La conversion du Gouvernement à la préoccupation de l'égalité devant les charges publiques mérité d'être saluée. Pour autant, il n'est certain qu'il ne fasse pas ici preuve du zèle du converti.

Il est bien certain que le Parlement doit s'efforcer de respecter et même de défendre la Constitution. Au demeurant, la plupart des dispositions législatives frappées d'inconstitutionnalité sont d'origine gouvernementale. Cependant, le Parlement ne peut exercer un contrôle a priori de constitutionnalité que dans les droites limites de la raison. Quand la contravention à la Constitution est manifeste, ce rôle ne pose pas de problème. Mais, il existe nécessairement une zone d'incertitude constitutionnelle correspondant à l'ensemble des situations où une marge d'appréciation subsiste, ce qui est souvent le cas s'agissant des principes fondamentaux.

En ce qui concerne le principe d'égalité, il est trivial de rappeler qu'il n'est pas un principe absolu. Le législateur peut donc s'écarter de l'identité universelle de la norme dès que les différences qu'il consacre sont justifiées par des différences de situation en rapport avec l'objectif poursuivi par le législateur. Dans les problématiques liées au financement des charges publiques, il faut encore qu'il n'y ait pas de rupture caractérisée d'égalité.

Étant donné la situation très particulière des travailleurs saisonniers occupés à récolter les fruits de la vigne, tant au regard de la durée de leur engagement que des conditions matérielles de leur rémunération, et dans un contexte marqué par une histoire et des traditions, il semble à votre rapporteur spécial que le législateur a le droit de soutenir une activité indispensable à la qualité de la production vitivinicole.
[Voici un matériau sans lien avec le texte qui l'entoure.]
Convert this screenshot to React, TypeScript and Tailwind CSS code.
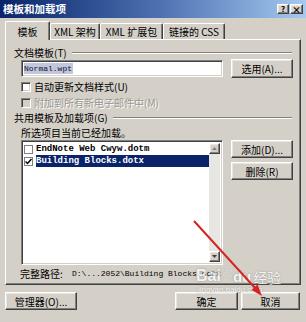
import React from "react";

const cjk = "font-['Noto_Sans_CJK_SC','Liberation_Sans',sans-serif]";
const mono = "font-['Liberation_Mono','Noto_Sans_CJK_SC',monospace]";

const raised =
  "border border-t-white border-l-white border-r-[#404040] border-b-[#404040] shadow-[inset_-1px_-1px_0_#808080,inset_1px_1px_0_#e8e6e2]";
const sunken =
  "border border-t-[#808080] border-l-[#808080] border-r-white border-b-white shadow-[inset_1px_1px_0_#404040,inset_-1px_-1px_0_#d4d0c8]";

function Btn({ label, className = "" }: { label: string; className?: string }) {
  return (
    <div className={`flex items-center justify-center bg-[#d4d0c8] text-[10px] text-black ${raised} ${className}`}>
      {label}
    </div>
  );
}

function GroupHead({ label }: { label: string }) {
  return (
    <div className="flex items-center gap-[5px] pl-[8px] pr-[8px] h-[12px]">
      <span className="text-[10px] leading-none whitespace-nowrap">{label}</span>
      <div className="flex-1 flex flex-col">
        <div className="h-px bg-[#808080]" />
        <div className="h-px bg-white" />
      </div>
    </div>
  );
}

function Check({ disabled = false }: { disabled?: boolean }) {
  return <div className={`w-[10px] h-[10px] ${sunken} ${disabled ? "bg-[#d4d0c8]" : "bg-white"}`} />;
}

function Tab({ label, active = false, className = "" }: { label: string; active?: boolean; className?: string }) {
  return (
    <div
      className={`flex items-center justify-center text-[10px] whitespace-nowrap border-t border-l border-t-white border-l-white border-r border-r-[#404040] shadow-[inset_-1px_0_0_#808080] rounded-t-[2px] ${
        active ? "h-[19px] relative z-10 bg-[#d4d0c8] -mb-px" : "h-[16px] mt-[3px]"
      } ${className}`}
    >
      {label}
    </div>
  );
}

export default function App() {
  return (
    <div className={`relative w-[306px] h-[322px] overflow-hidden bg-[#d4d0c8] text-black ${cjk}`}>
      {/* title bar */}
      <div className="h-[18px] bg-linear-to-r from-[#0a246a] via-[#4a6eae] to-[#a6caf0] flex items-center justify-between pl-[3px] pr-[3px]">
        <span className="text-white text-[10.5px] font-bold leading-none">模板和加载项</span>
        <div className="flex gap-px">
          <div className={`w-[12px] h-[10px] bg-[#d4d0c8] ${raised} flex items-center justify-center text-[8px] font-bold leading-none`}>?</div>
          <div className={`w-[13px] h-[10px] bg-[#d4d0c8] ${raised} flex items-center justify-center text-[9px] font-bold leading-none`}>×</div>
        </div>
      </div>

      {/* tabs */}
      <div className="flex items-end pl-[5px] mt-[2px] h-[19px]">
        <Tab label="模板" active className="w-[45px]" />
        <Tab label="XML 架构" className="w-[50px]" />
        <Tab label="XML 扩展包" className="w-[63px]" />
        <Tab label="链接的 CSS" className="w-[62px]" />
      </div>

      {/* panel */}
      <div className="ml-[5px] w-[296px] h-[246px] border border-t-white border-l-white border-r-[#404040] border-b-[#404040] shadow-[inset_-1px_-1px_0_#808080] pt-[7px]">
        <GroupHead label="文档模板(T)" />
        <div className="flex items-center pl-[15px]">
          <div className={`w-[202px] h-[17px] bg-white ${sunken} flex items-center pl-[2px]`}>
            <span className={`${mono} text-[8px] leading-[11px] bg-[#c3c7dc] text-[#101030] pr-px`}>Normal.wpt</span>
          </div>
          <Btn label="选用(A)..." className="ml-[8px] w-[62px] h-[19px]" />
        </div>

        <div className="flex items-center gap-[3px] pl-[15px] mt-[3px] h-[12px]">
          <Check />
          <span className="text-[10px] leading-none">自动更新文档样式(U)</span>
        </div>
        <div className="flex items-center gap-[3px] pl-[15px] mt-[4px] h-[12px]">
          <Check disabled />
          <span className="text-[10px] leading-none text-[#9a968f] [text-shadow:1px_1px_0_#ffffff]">附加到所有新电子邮件中(M)</span>
        </div>

        <div className="mt-[3px]">
          <GroupHead label="共用模板及加载项(G)" />
        </div>
        <div className="pl-[15px] mt-[3px] text-[10px] leading-[12px]">所选项目当前已经加载。</div>

        <div className="flex pl-[15px] mt-[1px]">
          <div className={`relative w-[202px] h-[125px] bg-white ${sunken} flex`}>
            <div className="flex-1 pt-[2px] pl-[2px]">
              <div className="flex items-center h-[12px]">
                <div className="w-[9px] h-[9px] border border-[#808080] bg-white mr-[3px]" />
                <span className={`${mono} text-[9px] font-bold leading-none`}>EndNote Web Cwyw.dotm</span>
              </div>
              <div className="flex items-center h-[12px]">
                <div className="w-[9px] h-[9px] border border-[#808080] bg-white mr-[3px] flex items-center justify-center">
                  <svg width="7" height="7" viewBox="0 0 7 7">
                    <path d="M0.5 3.5 L2.5 5.5 L6.5 1" stroke="#000" strokeWidth="1.5" fill="none" />
                  </svg>
                </div>
                <span className={`${mono} flex-1 h-[12px] text-[9px] font-bold leading-[12px] bg-[#0a246a] text-white`}>Building Blocks.dotx</span>
              </div>
            </div>
            <div className="w-[11px] bg-[#e8e6e2] flex flex-col justify-between mt-[2px] mb-[2px] mr-[2px]">
              <div className={`h-[11px] bg-[#d4d0c8] ${raised} flex items-center justify-center`}>
                <svg width="5" height="3" viewBox="0 0 5 3"><path d="M0 3 L2.5 0 L5 3Z" fill="#808080" /></svg>
              </div>
              <div className={`h-[11px] bg-[#d4d0c8] ${raised} flex items-center justify-center`}>
                <svg width="5" height="3" viewBox="0 0 5 3"><path d="M0 0 L2.5 3 L5 0Z" fill="#404040" /></svg>
              </div>
            </div>
          </div>
          <div className="ml-[8px] flex flex-col gap-[4px]">
            <Btn label="添加(D)..." className="w-[62px] h-[18px]" />
            <Btn label="删除(R)" className="w-[62px] h-[18px]" />
          </div>
        </div>

        <div className="flex items-center pl-[14px] mt-[3px] h-[12px]">
          <span className="text-[10px] leading-none w-[52px]">完整路径:</span>
          <span className={`${mono} text-[8px] leading-none`}>D:\...2052\Building Blocks.dotx</span>
        </div>
      </div>

      {/* bottom buttons */}
      <div className="flex mt-[7px] pl-[5px]">
        <Btn label="管理器(O)..." className="w-[72px] h-[18px]" />
        <Btn label="确定" className="ml-[98px] w-[63px] h-[18px]" />
        <Btn label="取消" className="ml-[3px] w-[59px] h-[18px]" />
      </div>

      {/* watermark */}
      <div className="absolute left-[196px] top-[267px] pointer-events-none opacity-75">
        <div className="flex items-end gap-[1px] text-white [text-shadow:0_0_2px_#7a7a7a]">
          <span className="font-['Liberation_Sans',sans-serif] font-bold text-[16px] leading-none">Bai</span>
          <span className="text-[10px] leading-none mb-[7px]">❀</span>
          <span className="font-['Liberation_Sans',sans-serif] font-bold text-[15px] leading-none">du</span>
          <span className="text-[14px] leading-none ml-[1px]">经验</span>
        </div>
        <div className="text-white text-[8px] leading-none mt-[2px] ml-[2px] font-['Liberation_Sans',sans-serif] [text-shadow:0_0_2px_#7a7a7a]">
          jingyan.baidu.com
        </div>
      </div>

      {/* red arrow */}
      <svg className="absolute left-0 top-0 pointer-events-none" width="306" height="322" viewBox="0 0 306 322">
        <line x1="194" y1="221" x2="256" y2="289" stroke="#d42424" strokeWidth="2" />
        <polygon points="262,296 251.5,290 257.5,284.5" fill="#d42424" />
      </svg>
    </div>
  );
}
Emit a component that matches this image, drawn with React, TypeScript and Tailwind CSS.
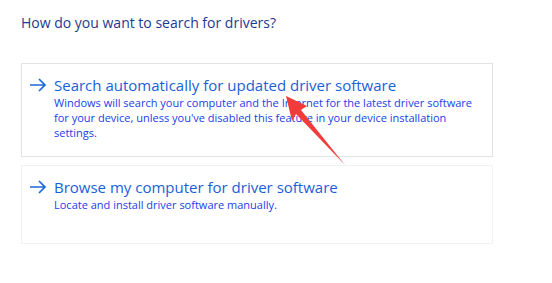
const font = { fontFamily: '"Open Sans", "Noto Sans", sans-serif' };

function Arrow() {
  return (
    <svg width="18" height="20" viewBox="0 0 18 20" className="shrink-0">
      <path d="M1 10h15M10 4l6 6-6 6" fill="none" stroke="#1b6ad8" strokeWidth="1.7" />
    </svg>
  );
}

function Option({ title, desc, box }: { title: string; desc: string; box: string }) {
  return (
    <div className={`w-[472px] border ${box} bg-white pt-[11px] pl-[7px] pr-[6px] flex gap-[7px]`}>
      <Arrow />
      <div className="flex flex-col">
        <div className="text-[15px] leading-[20px] text-[#1a5fd6]">{title}</div>
        <div className="text-[11px] leading-[15px] text-[#2040e8]">{desc}</div>
      </div>
    </div>
  );
}

export default function App() {
  return (
    <div className="relative w-[552px] h-[283px] bg-white overflow-hidden" style={font}>
      <div className="pl-[21px] pt-[13px] flex flex-col">
        <h1 className="text-[14px] leading-[20px] text-[#1d3a8f]">How do you want to search for drivers?</h1>
        <div className="mt-[30px] flex flex-col gap-[8px]">
          <Option
            box="border-[#e2e2e2] h-[94px]"
            title="Search automatically for updated driver software"
            desc="Windows will search your computer and the Internet for the latest driver software for your device, unless you've disabled this feature in your device installation settings."
          />
          <Option
            box="border-[#f2f2f2] h-[79px]"
            title="Browse my computer for driver software"
            desc="Locate and install driver software manually."
          />
        </div>
      </div>
      {/* red pointer arrow */}
      <svg className="absolute left-0 top-0 pointer-events-none" width="552" height="283" viewBox="0 0 552 283">
        <polygon points="286,96 307,106 301,110 345,165 296,114 292,121" fill="#f23c3c" />
      </svg>
    </div>
  );
}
Ici comme ailleurs, le raisonnement ne doit pas exclure la raison.

L'adoption de cet article rapporterait de l'ordre de 15 millions d'euros ponctionnés au détriment des secteurs touchés et de leurs salariés qui contribuent efficacement à la production agricole.

Décision de la commission : votre commission vous propose de supprimer cet article.


* 31 Le contrat « vendanges » représenterait un gain moyen de 650 euros soit moins que le seuil de pauvreté.